Perhaps the greatest opportunity is with defined contribution schemes, the largest collection of UK pension assets, most of which are currently active. There are more than 3,000 defined contribution schemes operating in the UK with about £600 billion in total assets, or £200 million each. In Australia, by contrast, there are about 120 “super” schemes with nearly £10 billion in assets each. Consolidating schemes increases the ability to take appropriately managed and diversified risk, which over time improves returns.

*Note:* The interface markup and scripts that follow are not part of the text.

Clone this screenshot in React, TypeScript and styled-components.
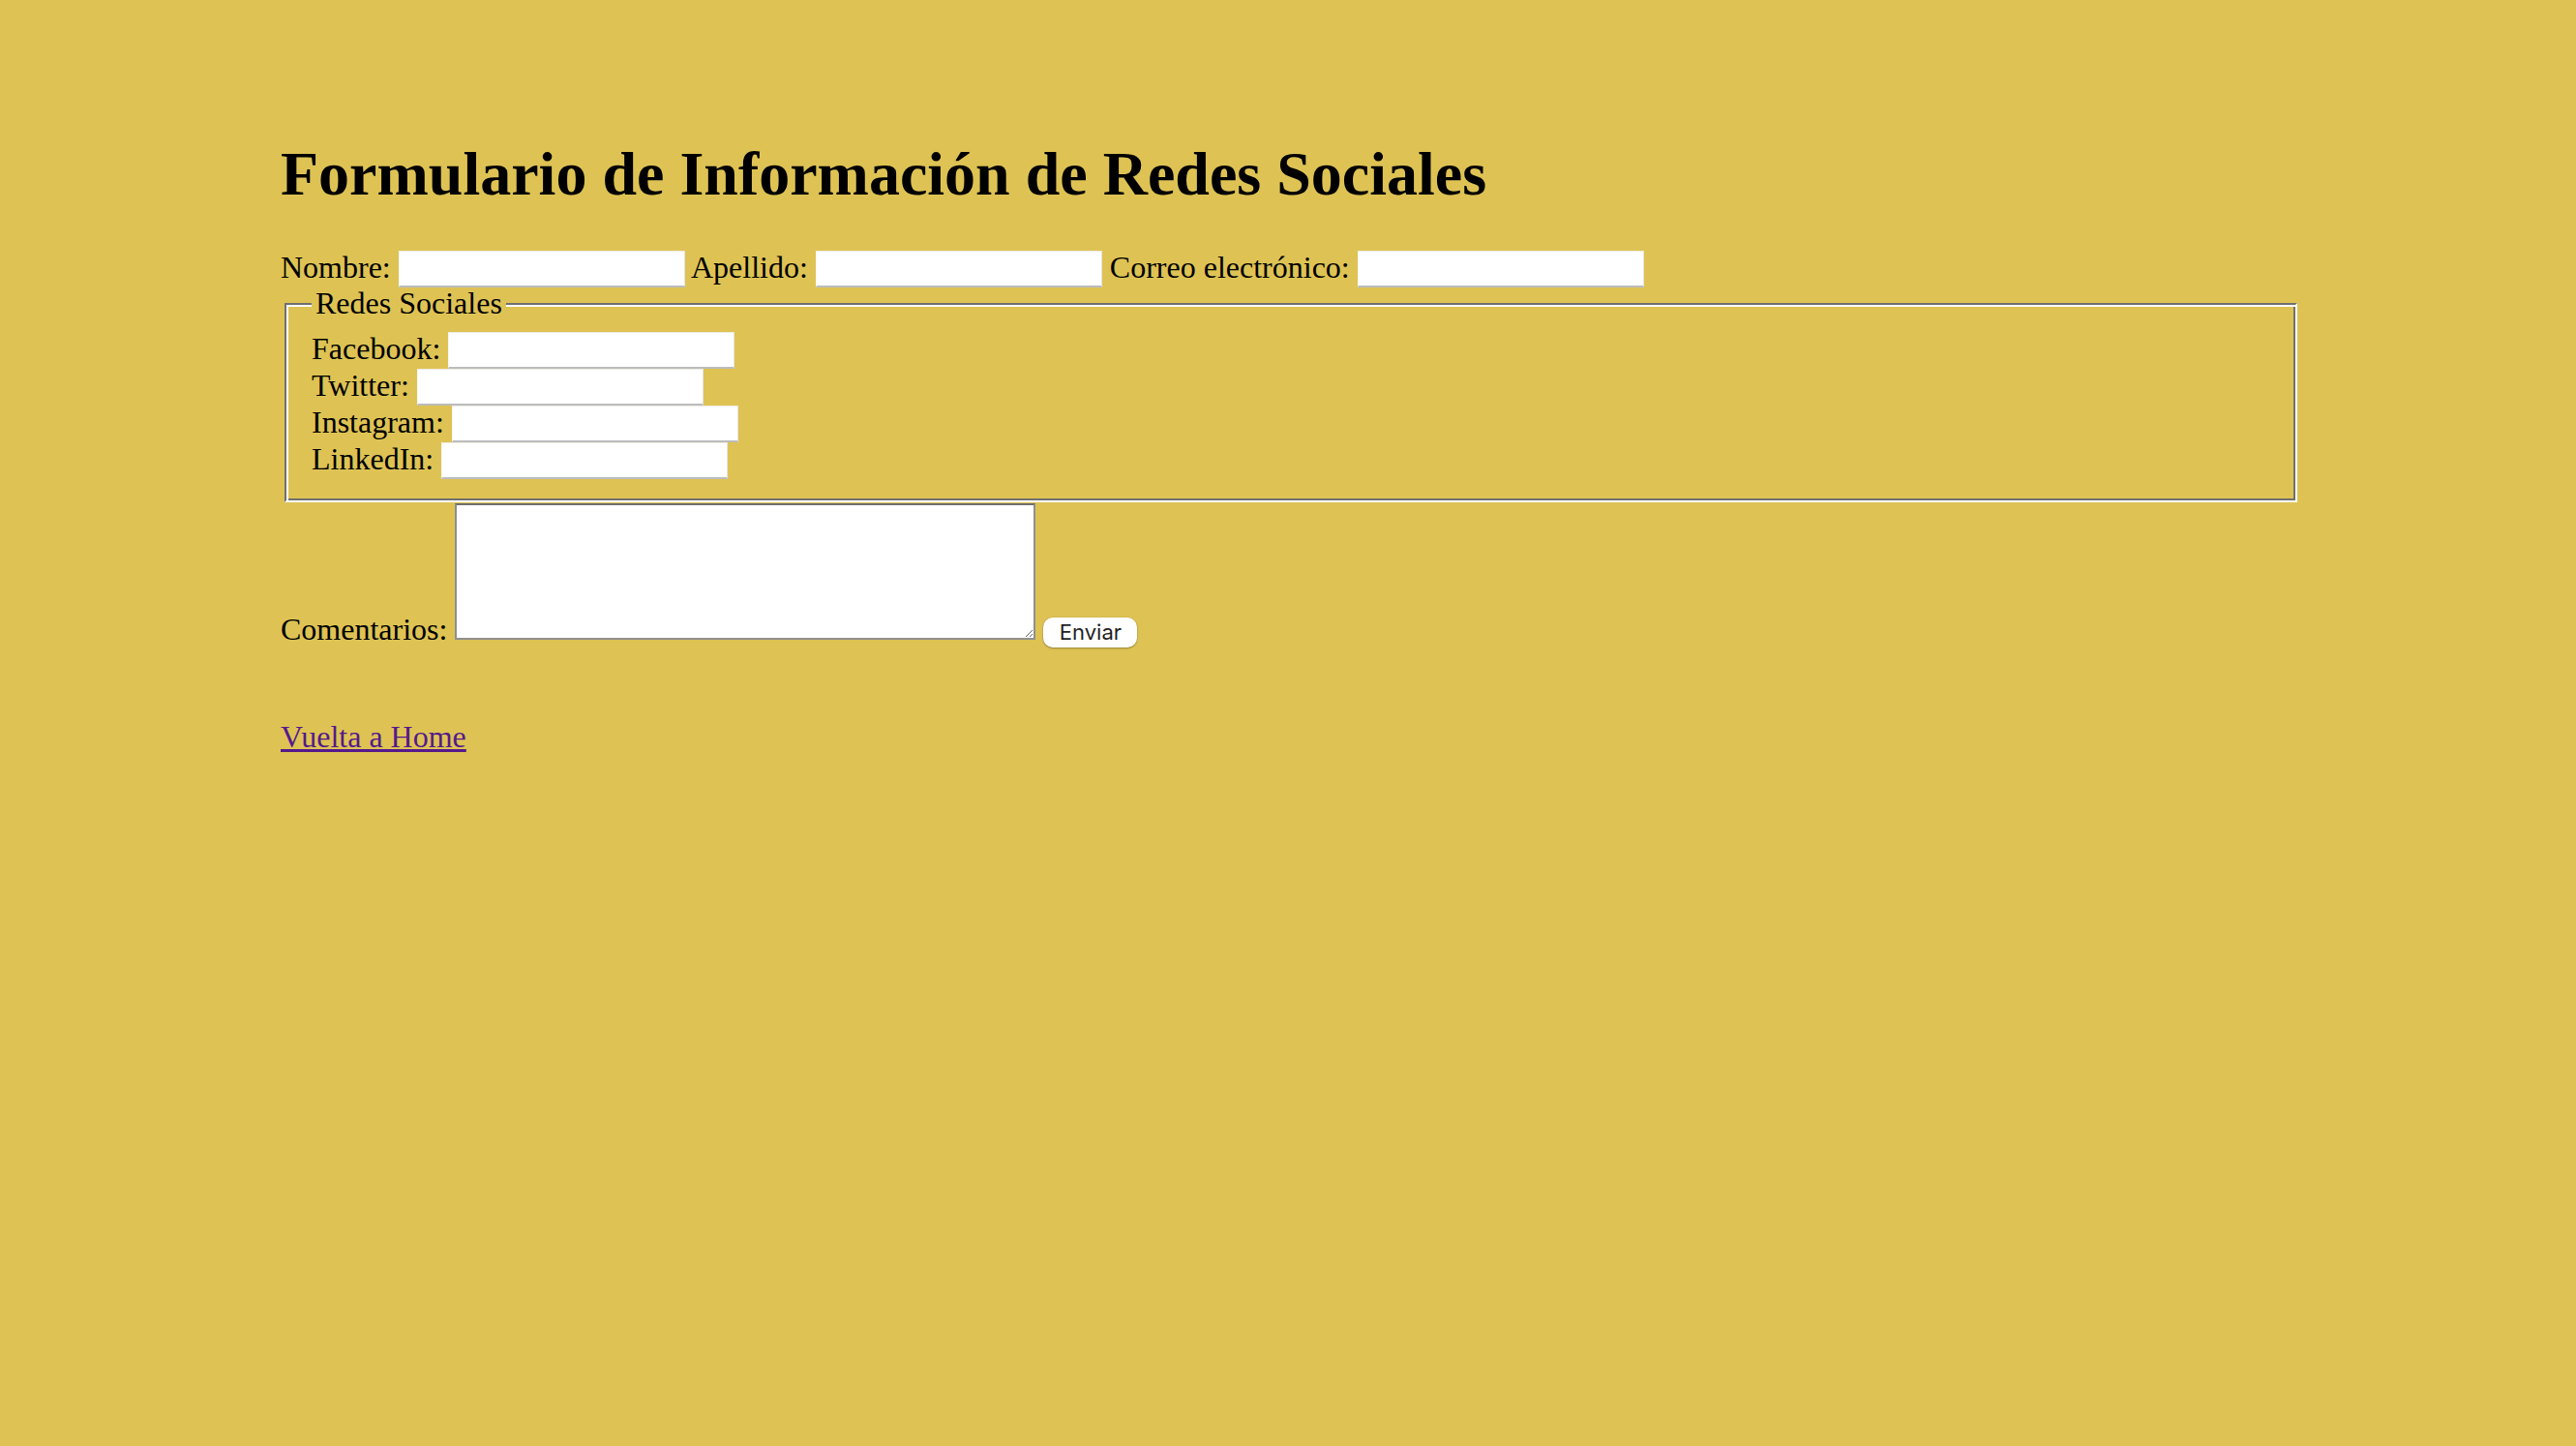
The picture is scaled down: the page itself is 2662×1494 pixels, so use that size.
import React from "react";
import styled, { createGlobalStyle } from "styled-components";

const GlobalStyle = createGlobalStyle`
  html {
    background: #dec354;
  }
  html, body {
    margin: 0;
    padding: 0;
  }
  body {
    font-family: "Liberation Serif", "Times New Roman", serif;
    font-size: 32px;
    color: #000;
  }
`;

const Page = styled.main`
  box-sizing: content-box;
  width: 2088px;
  padding: 100px 0 0 290px;
`;

const Title = styled.h1`
  margin: 43px 0 42px;
  font-size: 64px;
  font-weight: bold;
  line-height: normal;
  white-space: nowrap;
`;

const Form = styled.form`
  margin: 0;
`;

const InputRow = styled.div`
  white-space: nowrap;
  line-height: 35px;
`;

const CommentRow = styled.div`
  white-space: nowrap;
  line-height: normal;
`;

const Field = styled.label`
  font: inherit;
`;

const TextInput = styled.input`
  box-sizing: border-box;
  width: 296px;
  height: 38px;
  margin: 0;
  padding: 0 4px;
  font-family: "Inter", sans-serif;
  font-size: 22px;
  background: #fff;
  border-style: solid;
  border-width: 1px 1px 2px 1px;
  border-color: rgba(120, 100, 20, 0.12) #e4e4e4 #bcbcbc rgba(120, 100, 20, 0.06);
  border-radius: 0;
  vertical-align: top;
  outline: none;
`;

const Fieldset = styled.fieldset`
  margin: -2px 4px 0;
  padding: 11px 26px 22px;
  border-style: solid;
  border-width: 2px;
  border-color: #707070 #ffffff #ffffff #707070;
  box-shadow: inset 2px 2px 0 #ffffff, inset -2px -2px 0 #707070;
  min-inline-size: min-content;
`;

const Legend = styled.legend`
  padding: 0 4px;
  font-size: 32px;
  line-height: normal;
  background: #dec354;
`;

const CommentBox = styled.textarea`
  box-sizing: border-box;
  width: 600px;
  height: 141px;
  margin: 1px 0 0;
  padding: 4px;
  font-family: "Liberation Mono", monospace;
  font-size: 22px;
  background: #fff;
  border: 2px solid #8f8f8f;
  border-top-color: #6f6f6f;
  border-radius: 0;
  vertical-align: baseline;
  outline: none;
`;

const SubmitButton = styled.button`
  box-sizing: border-box;
  width: 97px;
  height: 31px;
  margin: 0;
  padding: 0;
  font-family: "Inter", "Liberation Sans", sans-serif;
  font-size: 22px;
  color: #1f1f1f;
  background: #fff;
  border: none;
  border-radius: 10px;
  box-shadow: 0 1px 2px rgba(0, 0, 0, 0.3), 0 0 0 0.5px rgba(0, 0, 0, 0.08);
  vertical-align: baseline;
  cursor: pointer;
`;

const LinkLine = styled.p`
  margin: 74px 0 0;
`;

const HomeLink = styled.a`
  color: #551a8b;
  text-decoration: underline;
`;

const socials = ["Facebook", "Twitter", "Instagram", "LinkedIn"];

export default function App() {
  return (
    <>
      <GlobalStyle />
      <Page>
        <Title>Formulario de Información de Redes Sociales</Title>
        <Form onSubmit={(e) => e.preventDefault()}>
          <InputRow>
            <Field>
              Nombre: <TextInput type="text" name="nombre" />
            </Field>{" "}
            <Field>
              Apellido: <TextInput type="text" name="apellido" />
            </Field>{" "}
            <Field>
              Correo electrónico: <TextInput type="email" name="correo" />
            </Field>
          </InputRow>
          <Fieldset>
            <Legend>Redes Sociales</Legend>
            {socials.map((s) => (
              <InputRow key={s}>
                <Field>
                  {s}: <TextInput type="text" name={s.toLowerCase()} />
                </Field>
              </InputRow>
            ))}
          </Fieldset>
          <CommentRow>
            <Field>
              Comentarios: <CommentBox name="comentarios" />
            </Field>{" "}
            <SubmitButton type="submit">Enviar</SubmitButton>
          </CommentRow>
        </Form>
        <LinkLine>
          <HomeLink href="#">Vuelta a Home</HomeLink>
        </LinkLine>
      </Page>
    </>
  );
}
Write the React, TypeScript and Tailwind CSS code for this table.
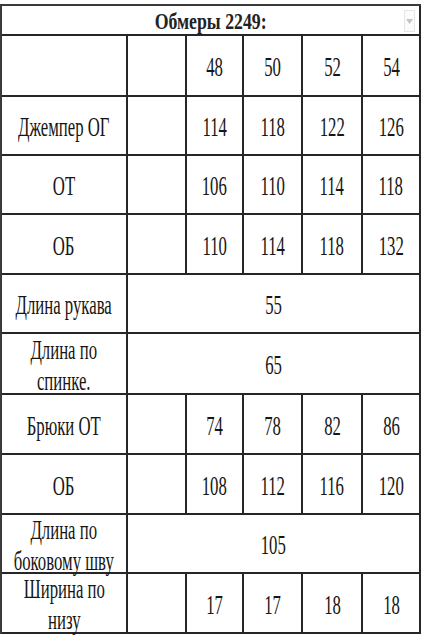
import React from 'react';

type Row = {
  label: string[];
  values?: string[];
  merged?: string;
  height: string;
};

const rows: Row[] = [
  { label: [''], values: ['48', '50', '52', '54'], height: 'h-[61px]' },
  { label: ['Джемпер ОГ'], values: ['114', '118', '122', '126'], height: 'h-[59px]' },
  { label: ['ОТ'], values: ['106', '110', '114', '118'], height: 'h-[59px]' },
  { label: ['ОБ'], values: ['110', '114', '118', '132'], height: 'h-[60px]' },
  { label: ['Длина рукава'], merged: '55', height: 'h-[59px]' },
  { label: ['Длина по', 'спинке.'], merged: '65', height: 'h-[61px]' },
  { label: ['Брюки ОТ'], values: ['74', '78', '82', '86'], height: 'h-[60px]' },
  { label: ['ОБ'], values: ['108', '112', '116', '120'], height: 'h-[60px]' },
  { label: ['Длина по', 'боковому шву'], merged: '105', height: 'h-[59px]' },
  { label: ['Ширина по', 'низу'], values: ['17', '17', '18', '18'], height: 'h-[60px]' },
];

const Txt: React.FC<{ lines: string[] }> = ({ lines }) => (
  <span className="inline-block scale-x-[0.62] whitespace-nowrap text-center text-[27px] leading-[31px] text-[#161616]">
    {lines.map((l, i) => (
      <span key={i} className="block">
        {l}
      </span>
    ))}
  </span>
);

const cell = 'flex items-center justify-center border-r-2 border-b-2 border-[#262626] pt-1 overflow-visible';

export default function App() {
  return (
    <div className="w-[424px] h-[636px] bg-white pt-[4px] font-['Liberation_Serif',serif]">
      <div className="w-[421px] border-l-2 border-t-2 border-[#3a3a3a] grid grid-cols-[126px_59px_57px_59px_60px_58px]">
        {/* title */}
        <div className="col-span-6 relative flex h-[30px] items-center justify-center border-r-2 border-b-2 border-[#262626] pt-[2px]">
          <span className="inline-block scale-x-[0.74] whitespace-nowrap text-[24px] font-bold leading-none text-[#222]">
            Обмеры 2249:
          </span>
          <div className="absolute right-[4px] top-[4px] flex h-[22px] w-[11px] items-center justify-center border border-[#e6e6e6] bg-[#fbfbfb]">
            <svg width="7" height="5" viewBox="0 0 7 5">
              <path d="M0 0 L7 0 L3.5 5 Z" fill="#c4c4c4" />
            </svg>
          </div>
        </div>

        {rows.map((r, i) => (
          <React.Fragment key={i}>
            <div className={`${cell} ${r.height}`}>
              <Txt lines={r.label} />
            </div>
            {r.merged ? (
              <div className={`${cell} ${r.height} col-span-5`}>
                <Txt lines={[r.merged]} />
              </div>
            ) : (
              <>
                <div className={`${cell} ${r.height}`} />
                {r.values!.map((v, j) => (
                  <div key={j} className={`${cell} ${r.height}`}>
                    <Txt lines={[v]} />
                  </div>
                ))}
              </>
            )}
          </React.Fragment>
        ))}
      </div>
    </div>
  );
}
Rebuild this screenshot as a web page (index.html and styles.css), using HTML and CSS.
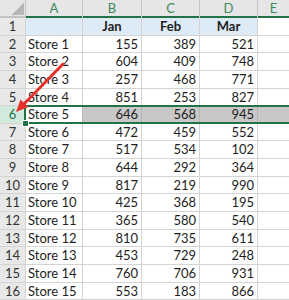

There are also more than 5,000 defined benefit schemes in the UK, 75% of which have less than £100 million in assets, too small to achieve economies of scale and the portfolio diversification to invest, at scale, in UK equities. The UK’s superfund regime is currently stalled on the starting grid. The Government should strengthen the incentives for corporate sponsors to transfer fully-funded schemes to new “superfunds,” which have been successful in Australia, Canada and elsewhere.
Finally, we could kick-start a new era of retail investment by creating a “child equity growth fund” for every newborn. This would, I suggest, substantially improve the nation’s financial literacy and engagement with equity investment, valuable goals in themselves. Investing (say) £3,000 for each child would, over 30 years, raise more than £200 billion of risk capital to fund the high-growth companies of the future.
The scale of the challenge is substantial, but the opportunity is huge. We are hopeful that this topic remains near the top of the agenda and urge the Chancellor to be bold in his autumn statement.